I get this. I teach high school and went through the same thing with workout tracking around year 12. Built this whole system — Fitbod logging every set, rest times, RPE scores. Thought I needed the data to know if I was actually progressing.

What killed it for me was realizing I was spending 15 minutes logging after every session instead of actually recovering or thinking about anything else. The spreadsheet became the hobby, not the lifting.

I switched to basically nothing. Just doing the work, feeling how I feel, staying moderately consistent. First three months felt wrong — like I was flying blind. But honestly? My strength didn't drop. If anything I got faster sessions because I wasn't obsessing.

Now I only track if I'm testing a specific thing for a week or two. Otherwise it's "did I show up today and work hard enough to be tired?" That's the macro.

The hard part for me was accepting that I didn't need proof of my own discipline.
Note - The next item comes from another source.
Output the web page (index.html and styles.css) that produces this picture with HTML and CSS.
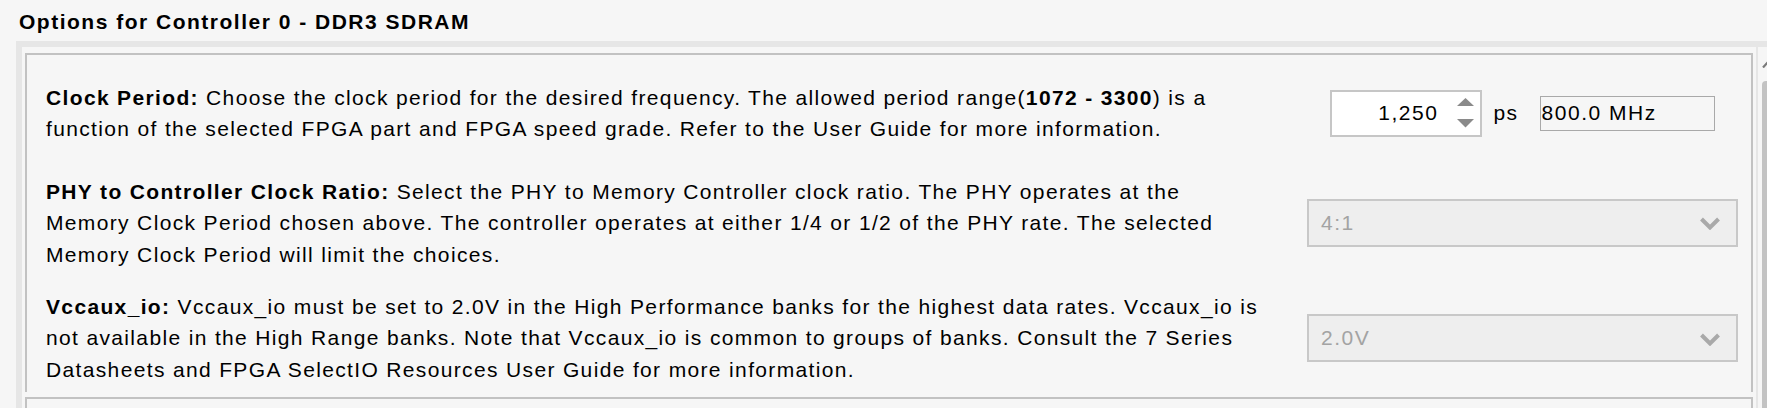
FILE: index.html
```html
<!DOCTYPE html>
<html>
<head>
<meta charset="utf-8">
<link rel="stylesheet" href="styles.css">
</head>
<body>
<h1 class="title">Options for Controller 0 - DDR3 SDRAM</h1>
<div class="scrollpane">
  <div class="viewport">
    <div class="panel">
      <div class="opt-row opt-row--first">
        <p class="desc"><b>Clock Period:</b> Choose the clock period for the desired frequency. The allowed period range(<b>1072 - 3300</b>) is a function of the selected FPGA part and FPGA speed grade. Refer to the User Guide for more information.</p>
        <div class="control">
          <div class="clock-group">
            <div class="spinner">
              <span class="spinner-value">1,250</span>
              <svg class="spinner-arrows" width="17" height="30" viewBox="0 0 17 30">
                <polygon points="0,8 8.5,0 17,8" fill="#8a8a8a"/>
                <polygon points="0,21 17,21 8.5,29.5" fill="#8a8a8a"/>
              </svg>
            </div>
            <span class="unit">ps</span>
            <div class="freq">800.0 MHz</div>
          </div>
        </div>
      </div>
      <div class="opt-row">
        <p class="desc"><b>PHY to Controller Clock Ratio:</b> Select the PHY to Memory Controller clock ratio. The PHY operates at the Memory Clock Period chosen above. The controller operates at either 1/4 or 1/2 of the PHY rate. The selected Memory Clock Period will limit the choices.</p>
        <div class="control">
          <div class="combo">
            <span class="combo-value">4:1</span>
            <svg class="chevron" width="20" height="13" viewBox="0 0 20 13">
              <polyline points="1.5,2 10,10.5 18.5,2" fill="none" stroke="#a9a9a9" stroke-width="4"/>
            </svg>
          </div>
        </div>
      </div>
      <div class="opt-row">
        <p class="desc"><b>Vccaux_io:</b> Vccaux_io must be set to 2.0V in the High Performance banks for the highest data rates. Vccaux_io is not available in the High Range banks. Note that Vccaux_io is common to groups of banks. Consult the 7 Series Datasheets and FPGA SelectIO Resources User Guide for more information.</p>
        <div class="control">
          <div class="combo">
            <span class="combo-value">2.0V</span>
            <svg class="chevron" width="20" height="13" viewBox="0 0 20 13">
              <polyline points="1.5,2 10,10.5 18.5,2" fill="none" stroke="#a9a9a9" stroke-width="4"/>
            </svg>
          </div>
        </div>
      </div>
    </div>
    <div class="panel panel--next"></div>
  </div>
  <div class="scrollbar">
    <svg class="scroll-arrow" width="12" height="8" viewBox="0 0 12 8">
      <polyline points="1,7.5 6.5,1.5 12,7.5" fill="none" stroke="#7a7a7a" stroke-width="2.2"/>
    </svg>
    <div class="thumb"></div>
  </div>
</div>
</body>
</html>
```

FILE: styles.css
```css
html, body {
  margin: 0;
  padding: 0;
}

body {
  width: 1767px;
  height: 408px;
  overflow: hidden;
  background: #f6f6f6;
  color: #000;
  font-family: "Liberation Sans", Arial, sans-serif;
  font-size: 21px;
  letter-spacing: 1.35px;
}

.title {
  margin: 0;
  padding: 10px 0 7px 19px;
  font-size: 21px;
  line-height: 24px;
  font-weight: bold;
  letter-spacing: 1.5px;
}

.scrollpane {
  margin-left: 16px;
  height: 367px;
  display: flex;
  border-top: 6px solid #e6e6e6;
  border-left: 6px solid #e6e6e6;
  box-sizing: border-box;
  overflow: hidden;
}

.viewport {
  flex: 1;
  padding: 6px 3px 0 3px;
  min-width: 0;
}

.panel {
  border: 2px solid #c2c2c2;
  border-bottom: none;
  padding: 27px 13px 7px 19px;
}

.panel--next {
  margin-top: 5px;
  height: 30px;
  padding: 0;
}

.opt-row {
  display: grid;
  grid-template-columns: 1fr 431px;
  column-gap: 43px;
  align-items: center;
  margin-bottom: 21px;
}

.opt-row:last-child {
  margin-bottom: 0;
}

.opt-row--first {
  margin-bottom: 31px;
}

.desc {
  margin: 0;
  line-height: 31.4px;
}

.control {
  display: flex;
  justify-content: center;
}

.clock-group {
  display: flex;
  align-items: center;
}

.spinner {
  width: 152px;
  height: 47px;
  box-sizing: border-box;
  border: 2px solid #c6c6c6;
  background: #fff;
  display: flex;
  align-items: center;
  padding-right: 6px;
  letter-spacing: 1.5px;
}

.spinner-value {
  flex: 1;
  text-align: right;
  margin-right: 19px;
}

.spinner-arrows {
  display: block;
}

.unit {
  margin-left: 11px;
  letter-spacing: 1.5px;
}

.freq {
  margin-left: 21px;
  width: 175px;
  height: 35px;
  box-sizing: border-box;
  border: 1px solid #a9a9a9;
  padding-left: 1px;
  display: flex;
  align-items: center;
  letter-spacing: 1.5px;
}

.combo {
  width: 431px;
  height: 48px;
  box-sizing: border-box;
  border: 2px solid #c8c8c8;
  background: #eeeeee;
  display: flex;
  align-items: center;
  justify-content: space-between;
  padding: 0 16px 0 12px;
  color: #a3a3a3;
  letter-spacing: 1.5px;
}

.chevron {
  display: block;
  margin-top: 2px;
}

.scrollbar {
  width: 11px;
  flex: none;
  border-left: 2px solid #e6e6e6;
  box-sizing: border-box;
  padding: 13px 0 0 4px;
  overflow: hidden;
}

.scroll-arrow {
  display: block;
}

.thumb {
  margin-top: 13px;
  width: 10px;
  height: 400px;
  background: #c3c3c3;
  border-radius: 4px 0 0 0;
}
```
The proof was just... being there at 5am. That's enough.

I think for nurses especially the tracking becomes another job you bring home from work. You already document everything all shift. Last thing you need is spreadsheets at 5am.

Mar 21

I did almost exactly this with sleep tracking. Spent 4 years with Oura, then added Whoop, then started correlating everything in a sheet. The problem wasn't the data—it was that I was optimizing for the measurement instead of how I actually felt.

Here's what finally worked for me:

  • Deleted both apps cold turkey (sounds dramatic but half-measures didn't stick)
  • Kept ONE metric I actually cared about—for me it was just total sleep hours, tracked with my phone's native app
  • Went back to baseline check-ins: "Am I recovering between workouts? Do I have energy for my job?"
  • Gave it 3 weeks before expecting clarity—my brain needed the detox
  • When I got the itch to track, I journaled instead for 2 minutes
  • The shift from data validation to gut feedback was rough. But after those 4 years, I realized I'd memorized what good sleep felt like anyway. The Oura ring was just confirming what my body already knew.

    Did you find yourself second-guessing your instincts based on the numbers?